I just got home from work. It is Friday, so I should be in a good mood. And I had been all day. Until I walked in the door and something changed.
Gary gets home before me on Fridays and we have been leaving the dog inside this weeks since it has been so cold out. I come around the side of the sofa and see a cord, half a cord and then I see just a plug. Our dog, Trudy, had chewed a phone charger and the cord for the lamp. Obviously I got flustered. Irritated. I just kept thinking "Seriously?!" Aghhhh! Why can't I have nice things?????? Gary looks up at me from the sofa and says whats the big deal, we will get a new cord. FINE...but that really isn't the point is it. The cord is not the issue. It is a problem that our dog chews things.
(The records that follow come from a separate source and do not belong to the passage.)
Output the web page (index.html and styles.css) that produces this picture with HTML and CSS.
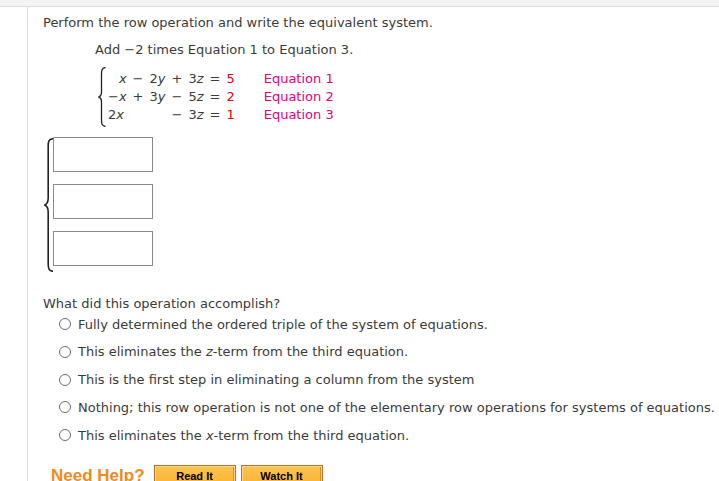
FILE: index.html
```html
<!DOCTYPE html>
<html>
<head>
<meta charset="utf-8">
<link rel="stylesheet" href="styles.css">
</head>
<body>
<div class="topbar"></div>
<div class="page">
  <div class="content">
    <p class="prompt">Perform the row operation and write the equivalent system.</p>
    <p class="instruction">Add &minus;2 times Equation 1 to Equation 3.</p>
    <div class="system">
      <svg class="brace" width="8" height="60" viewBox="0 0 8 60"><path d="M7.5 0.5 C4 1 3.5 3 3.5 7 L3.5 25 C3.5 28 2.5 29.5 0.5 30 C2.5 30.5 3.5 32 3.5 35 L3.5 53 C3.5 57 4 59 7.5 59.5" fill="none" stroke="#222" stroke-width="1.3"/></svg>
      <table class="eqs">
        <tr><td class="r"><i>x</i></td><td>&minus;</td><td>2<i>y</i></td><td>+</td><td>3<i>z</i></td><td>=</td><td class="red">5</td><td class="lbl">Equation 1</td></tr>
        <tr><td class="r">&minus;<i>x</i></td><td>+</td><td>3<i>y</i></td><td>&minus;</td><td>5<i>z</i></td><td>=</td><td class="red">2</td><td class="lbl">Equation 2</td></tr>
        <tr><td class="l">2<i>x</i></td><td></td><td></td><td>&minus;</td><td>3<i>z</i></td><td>=</td><td class="red">1</td><td class="lbl">Equation 3</td></tr>
      </table>
    </div>
    <div class="answer">
      <svg class="bigbrace" width="10" height="134" viewBox="0 0 10 134"><path d="M9 0.7 C5 1.2 4.2 3 4.2 8 L4.2 60 C4.2 64 3 66 0.8 67 C3 68 4.2 70 4.2 74 L4.2 126 C4.2 131 5 132.8 9 133.3" fill="none" stroke="#222" stroke-width="1.6"/></svg>
      <div class="boxes">
        <div class="box"></div>
        <div class="box"></div>
        <div class="box"></div>
      </div>
    </div>
    <p class="question">What did this operation accomplish?</p>
    <ul class="options">
      <li><span class="radio"></span><span>Fully determined the ordered triple of the system of equations.</span></li>
      <li><span class="radio"></span><span>This eliminates the <i>z</i>-term from the third equation.</span></li>
      <li><span class="radio"></span><span>This is the first step in eliminating a column from the system</span></li>
      <li><span class="radio"></span><span>Nothing; this row operation is not one of the elementary row operations for systems of equations.</span></li>
      <li><span class="radio"></span><span>This eliminates the <i>x</i>-term from the third equation.</span></li>
    </ul>
    <div class="help">
      <span class="need">Need Help?</span>
      <span class="btn">Read It</span>
      <span class="btn">Watch It</span>
    </div>
  </div>
</div>
</body>
</html>
```

FILE: styles.css
```css
html, body {
  margin: 0;
  padding: 0;
  background: #fff;
  overflow: hidden;
}
body {
  font-family: "DejaVu Sans", Verdana, sans-serif;
  font-size: 13px;
  color: #3b3b3b;
  width: 719px;
  height: 481px;
}
.topbar {
  height: 6px;
  background: #f4f4f4;
  border-bottom: 1px solid #dcdcdc;
}
.page {
  margin-left: 27px;
  border-left: 1px solid #dcdcdc;
  height: 474px;
  overflow: hidden;
}
.content {
  padding-left: 15px;
  padding-top: 8px;
}
p { margin: 0; }
.prompt {
  line-height: 16px;
}
.instruction {
  margin-top: 11px;
  margin-left: 52px;
  line-height: 16px;
}
.system {
  display: flex;
  align-items: center;
  margin-left: 55px;
  margin-top: 9px;
}
.brace { display: block; margin-right: 2px; }
.eqs {
  border-collapse: collapse;
}
.eqs td {
  padding: 0 3px;
  line-height: 18px;
  height: 18px;
  text-align: right;
  white-space: nowrap;
}
.eqs td.l { text-align: left; padding-left: 0; }
.eqs td.r { padding-left: 0; }
.eqs i { font-style: italic; }
.eqs .red { color: #e8000b; text-align: left; }
.eqs .lbl { color: #e4007c; padding-left: 26px; text-align: left; }
.answer {
  display: flex;
  margin-top: 10px;
  margin-left: 1px;
}
.bigbrace { display: block; margin-top: 1px; }
.boxes {
  display: flex;
  flex-direction: column;
  gap: 12px;
  margin-left: -1px;
}
.box {
  width: 98px;
  height: 33px;
  border: 1px solid #8a8a8a;
}
.question {
  margin-top: 24px;
  line-height: 16px;
}
.options {
  list-style: none;
  margin: 4px 0 0 16px;
  padding: 0;
}
.options li {
  display: flex;
  align-items: center;
  height: 16px;
  margin-bottom: 11.75px;
  white-space: nowrap;
}
.radio {
  display: inline-block;
  width: 10px;
  height: 10px;
  border: 1.5px solid #6b6b6b;
  border-radius: 50%;
  margin-right: 7px;
  flex: none;
}
.help {
  display: flex;
  align-items: flex-start;
  margin-top: 22px;
  margin-left: 8px;
}
.need {
  font-family: "Liberation Sans", Arial, sans-serif;
  font-weight: bold;
  font-size: 17px;
  color: #f08a1c;
  line-height: 20px;
  margin-top: 1px;
  margin-right: 9px;
}
.btn {
  font-family: "Liberation Sans", Arial, sans-serif;
  font-weight: bold;
  font-size: 11px;
  color: #000;
  width: 82px;
  height: 20px;
  box-sizing: border-box;
  border: 1px solid #b5732b;
  box-shadow: inset 0 0 0 1px #ffd68a, inset -1px -1px 0 1px #d98a20;
  background: linear-gradient(#fdc454, #fbb430);
  text-align: center;
  line-height: 20px;
  margin-right: 5px;
}
```
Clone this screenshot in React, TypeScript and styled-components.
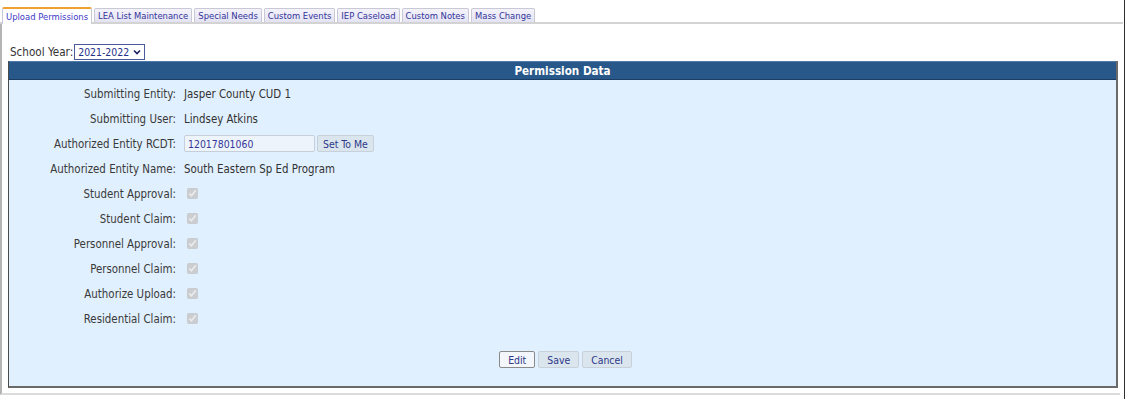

And it is always "not a big deal" when it is my things. First was my Birkenstocks, then several pairs of underwear, then another pair of shoes, then a wicker chair that I bought at Pier One and obviously paid too much for, then the edges of my coffee table, its from a garage sale, but still not the point. And I am aggravated that my usually sweet, understanding boyfriend turned away from me, turned his back on me while I was having a mini-breakdown over a lamp cord.
Boiling point was reached when he said, "I am going to take a nap, your are being pretty awful"
Maybe I was, but I apologized, and I think I was justified in getting upset.
So, Gary is in bed napping....I am putting on my gym clothes and getting out of here. Had to sit down and calm down because really all I wanted to do was go directly to the store and grab some smokes.
I think I just need to walk it out. Sorry for the rant, and bringing my personal life into the blogs...just really needed to vent and calm down before I did something stupid and ruined a 7day quit.